_Written request_. Exactly repeat the material, dropping every picture from the copy.

* BEGIN Raw data *

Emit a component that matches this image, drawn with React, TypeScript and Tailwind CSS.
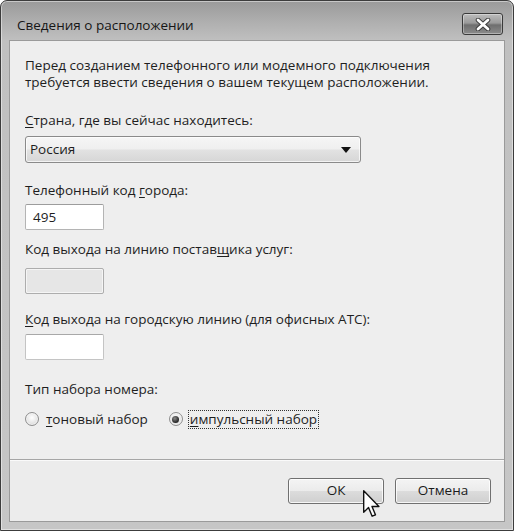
import React from "react";

const font = { fontFamily: '"Open Sans", "Noto Sans", sans-serif' };

function U({ children }: { children: React.ReactNode }) {
  return <span className="underline underline-offset-2 decoration-1">{children}</span>;
}

function Radio({ checked }: { checked?: boolean }) {
  return (
    <span className="w-[14px] h-[14px] rounded-full border border-[#8e8e8e] bg-[radial-gradient(circle_at_50%_40%,#ffffff_0%,#e6e6e6_55%,#c0c0c0_100%)] shadow-[inset_0_0_0_1px_rgba(255,255,255,0.6)] flex items-center justify-center">
      {checked && (
        <span className="w-[7px] h-[7px] rounded-full bg-[radial-gradient(circle_at_40%_35%,#8a8a8a_0%,#222222_70%)]" />
      )}
    </span>
  );
}

function Button({ children }: { children: React.ReactNode }) {
  return (
    <button
      type="button"
      className="w-[96px] h-[26px] rounded-[3px] border border-[#707070] bg-[linear-gradient(to_bottom,#f4f4f4_0%,#ebebeb_50%,#dcdcdc_51%,#cfcfcf_100%)] shadow-[inset_0_0_0_1px_rgba(255,255,255,0.8)] text-[13.5px] text-[#1b1b1b] leading-none"
    >
      {children}
    </button>
  );
}

export default function App() {
  return (
    <div className="w-[517px] h-[532px] bg-white" style={font}>
      <div className="relative w-[514px] h-[531px] rounded-t-[7px] border border-[#3c3c3c] bg-[linear-gradient(to_bottom,#9a9a9a_0px,#b0b0b0_22px,#c0c0c0_40px,#c6c6c6_100%)] shadow-[inset_0_0_0_1px_rgba(255,255,255,0.45)] flex flex-col px-[8px] pb-[8px]">
        {/* title bar */}
        <div className="h-[39px] flex items-start justify-between">
          <div className="pl-[8px] pt-[14px] text-[13.5px] leading-[20px] text-[#161616]">
            Сведения о расположении
          </div>
          <div className="mt-[12px] mr-[2px] w-[41px] h-[22px] rounded-[3px] border border-[#3a3a3a] bg-[linear-gradient(to_bottom,#bdbdbd_0%,#9a9a9a_45%,#6e6e6e_55%,#8c8c8c_100%)] shadow-[inset_0_0_0_1px_rgba(255,255,255,0.35)] flex items-center justify-center">
            <svg width="16" height="13" viewBox="0 0 16 13">
              <path
                d="M3 2 L13 11 M13 2 L3 11"
                stroke="#3a3a3a"
                strokeWidth="4.6"
                strokeLinecap="round"
              />
              <path
                d="M3 2 L13 11 M13 2 L3 11"
                stroke="#ffffff"
                strokeWidth="2.8"
                strokeLinecap="round"
              />
            </svg>
          </div>
        </div>

        {/* client area */}
        <div className="flex-1 bg-[#eeeeee] border border-[#9a9a9a] flex flex-col text-[13.5px] leading-[17px] text-[#1e1e1e]">
          <div className="flex-1 flex flex-col items-start pl-[15px] pt-[16px]">
            <p>
              Перед созданием телефонного или модемного подключения
              <br />
              требуется ввести сведения о вашем текущем расположении.
            </p>

            <div className="mt-[21px]">
              <U>С</U>трана, где вы сейчас находитесь:
            </div>
            <div className="mt-[7px] w-[336px] h-[27px] rounded-[3px] border border-[#8a8a8a] bg-[linear-gradient(to_bottom,#f6f6f6_0%,#efefef_48%,#e2e2e2_52%,#d6d6d6_100%)] shadow-[inset_0_0_0_1px_rgba(255,255,255,0.7)] flex items-center justify-between pl-[4px] pr-[9px]">
              <span>Россия</span>
              <svg width="10" height="6" viewBox="0 0 10 6">
                <path d="M0 0 H10 L5 6 Z" fill="#111111" />
              </svg>
            </div>

            <div className="mt-[19px]">
              Телефонный код <U>г</U>орода:
            </div>
            <div className="mt-[5px] w-[79px] h-[26px] rounded-[2px] border border-[#b4b4b4] border-t-[#9c9c9c] bg-white flex items-center pl-[7px]">
              495
            </div>

            <div className="mt-[11px]">
              Код выхода на линию постав<U>щ</U>ика услуг:
            </div>
            <div className="mt-[10px] w-[79px] h-[26px] rounded-[2px] border border-[#adadad] bg-[#e6e6e6] shadow-[inset_0_0_0_1px_rgba(255,255,255,0.6)]" />

            <div className="mt-[17px]">
              <U>К</U>од выхода на городскую линию (для офисных АТС):
            </div>
            <div className="mt-[6px] w-[79px] h-[26px] rounded-[2px] border border-[#c4c4c4] border-t-[#a8a8a8] bg-white" />

            <div className="mt-[21px]">Тип набора номера:</div>
            <div className="mt-[11px] h-[20px] flex items-center">
              <Radio />
              <span className="ml-[7px]">
                <U>т</U>оновый набор
              </span>
              <span className="ml-[21px]">
                <Radio checked />
              </span>
              <span className="ml-[5px] px-[1px] border border-dotted border-[#333333] leading-[17px]">
                <U>и</U>мпульсный набор
              </span>
            </div>
          </div>

          {/* footer */}
          <div className="h-[62px] border-t border-[#a6a6a6] shadow-[inset_0_1px_0_#fafafa] bg-[#ececec] flex items-start justify-end gap-[11px] pt-[18px] pr-[13px]">
            <Button>ОК</Button>
            <Button>Отмена</Button>
          </div>
        </div>

        {/* mouse pointer */}
        <svg
          className="absolute left-[362px] top-[489px]"
          width="18"
          height="28"
          viewBox="0 0 13 20"
        >
          <path
            d="M0.5 0.5 L0.5 16 L4 12.6 L6.6 18.8 L9 17.8 L6.5 11.8 L11.5 11.8 Z"
            fill="#ffffff"
            stroke="#111111"
            strokeWidth="1"
            strokeLinejoin="round"
          />
        </svg>
      </div>
    </div>
  );
}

* END Raw data *

_The answer_.
Emit a component that matches this image, drawn with React, TypeScript and Tailwind CSS.
import React from "react";

const font = { fontFamily: '"Open Sans", "Noto Sans", sans-serif' };

function U({ children }: { children: React.ReactNode }) {
  return <span className="underline underline-offset-2 decoration-1">{children}</span>;
}

function Radio({ checked }: { checked?: boolean }) {
  return (
    <span className="w-[14px] h-[14px] rounded-full border border-[#8e8e8e] bg-[radial-gradient(circle_at_50%_40%,#ffffff_0%,#e6e6e6_55%,#c0c0c0_100%)] shadow-[inset_0_0_0_1px_rgba(255,255,255,0.6)] flex items-center justify-center">
      {checked && (
        <span className="w-[7px] h-[7px] rounded-full bg-[radial-gradient(circle_at_40%_35%,#8a8a8a_0%,#222222_70%)]" />
      )}
    </span>
  );
}

function Button({ children }: { children: React.ReactNode }) {
  return (
    <button
      type="button"
      className="w-[96px] h-[26px] rounded-[3px] border border-[#707070] bg-[linear-gradient(to_bottom,#f4f4f4_0%,#ebebeb_50%,#dcdcdc_51%,#cfcfcf_100%)] shadow-[inset_0_0_0_1px_rgba(255,255,255,0.8)] text-[13.5px] text-[#1b1b1b] leading-none"
    >
      {children}
    </button>
  );
}

export default function App() {
  return (
    <div className="w-[517px] h-[532px] bg-white" style={font}>
      <div className="relative w-[514px] h-[531px] rounded-t-[7px] border border-[#3c3c3c] bg-[linear-gradient(to_bottom,#9a9a9a_0px,#b0b0b0_22px,#c0c0c0_40px,#c6c6c6_100%)] shadow-[inset_0_0_0_1px_rgba(255,255,255,0.45)] flex flex-col px-[8px] pb-[8px]">
        {/* title bar */}
        <div className="h-[39px] flex items-start justify-between">
          <div className="pl-[8px] pt-[14px] text-[13.5px] leading-[20px] text-[#161616]">
            Сведения о расположении
          </div>
          <div className="mt-[12px] mr-[2px] w-[41px] h-[22px] rounded-[3px] border border-[#3a3a3a] bg-[linear-gradient(to_bottom,#bdbdbd_0%,#9a9a9a_45%,#6e6e6e_55%,#8c8c8c_100%)] shadow-[inset_0_0_0_1px_rgba(255,255,255,0.35)] flex items-center justify-center">
            <svg width="16" height="13" viewBox="0 0 16 13">
              <path
                d="M3 2 L13 11 M13 2 L3 11"
                stroke="#3a3a3a"
                strokeWidth="4.6"
                strokeLinecap="round"
              />
              <path
                d="M3 2 L13 11 M13 2 L3 11"
                stroke="#ffffff"
                strokeWidth="2.8"
                strokeLinecap="round"
              />
            </svg>
          </div>
        </div>

        {/* client area */}
        <div className="flex-1 bg-[#eeeeee] border border-[#9a9a9a] flex flex-col text-[13.5px] leading-[17px] text-[#1e1e1e]">
          <div className="flex-1 flex flex-col items-start pl-[15px] pt-[16px]">
            <p>
              Перед созданием телефонного или модемного подключения
              <br />
              требуется ввести сведения о вашем текущем расположении.
            </p>

            <div className="mt-[21px]">
              <U>С</U>трана, где вы сейчас находитесь:
            </div>
            <div className="mt-[7px] w-[336px] h-[27px] rounded-[3px] border border-[#8a8a8a] bg-[linear-gradient(to_bottom,#f6f6f6_0%,#efefef_48%,#e2e2e2_52%,#d6d6d6_100%)] shadow-[inset_0_0_0_1px_rgba(255,255,255,0.7)] flex items-center justify-between pl-[4px] pr-[9px]">
              <span>Россия</span>
              <svg width="10" height="6" viewBox="0 0 10 6">
                <path d="M0 0 H10 L5 6 Z" fill="#111111" />
              </svg>
            </div>

            <div className="mt-[19px]">
              Телефонный код <U>г</U>орода:
            </div>
            <div className="mt-[5px] w-[79px] h-[26px] rounded-[2px] border border-[#b4b4b4] border-t-[#9c9c9c] bg-white flex items-center pl-[7px]">
              495
            </div>

            <div className="mt-[11px]">
              Код выхода на линию постав<U>щ</U>ика услуг:
            </div>
            <div className="mt-[10px] w-[79px] h-[26px] rounded-[2px] border border-[#adadad] bg-[#e6e6e6] shadow-[inset_0_0_0_1px_rgba(255,255,255,0.6)]" />

            <div className="mt-[17px]">
              <U>К</U>од выхода на городскую линию (для офисных АТС):
            </div>
            <div className="mt-[6px] w-[79px] h-[26px] rounded-[2px] border border-[#c4c4c4] border-t-[#a8a8a8] bg-white" />

            <div className="mt-[21px]">Тип набора номера:</div>
            <div className="mt-[11px] h-[20px] flex items-center">
              <Radio />
              <span className="ml-[7px]">
                <U>т</U>оновый набор
              </span>
              <span className="ml-[21px]">
                <Radio checked />
              </span>
              <span className="ml-[5px] px-[1px] border border-dotted border-[#333333] leading-[17px]">
                <U>и</U>мпульсный набор
              </span>
            </div>
          </div>

          {/* footer */}
          <div className="h-[62px] border-t border-[#a6a6a6] shadow-[inset_0_1px_0_#fafafa] bg-[#ececec] flex items-start justify-end gap-[11px] pt-[18px] pr-[13px]">
            <Button>ОК</Button>
            <Button>Отмена</Button>
          </div>
        </div>

        {/* mouse pointer */}
        <svg
          className="absolute left-[362px] top-[489px]"
          width="18"
          height="28"
          viewBox="0 0 13 20"
        >
          <path
            d="M0.5 0.5 L0.5 16 L4 12.6 L6.6 18.8 L9 17.8 L6.5 11.8 L11.5 11.8 Z"
            fill="#ffffff"
            stroke="#111111"
            strokeWidth="1"
            strokeLinejoin="round"
          />
        </svg>
      </div>
    </div>
  );
}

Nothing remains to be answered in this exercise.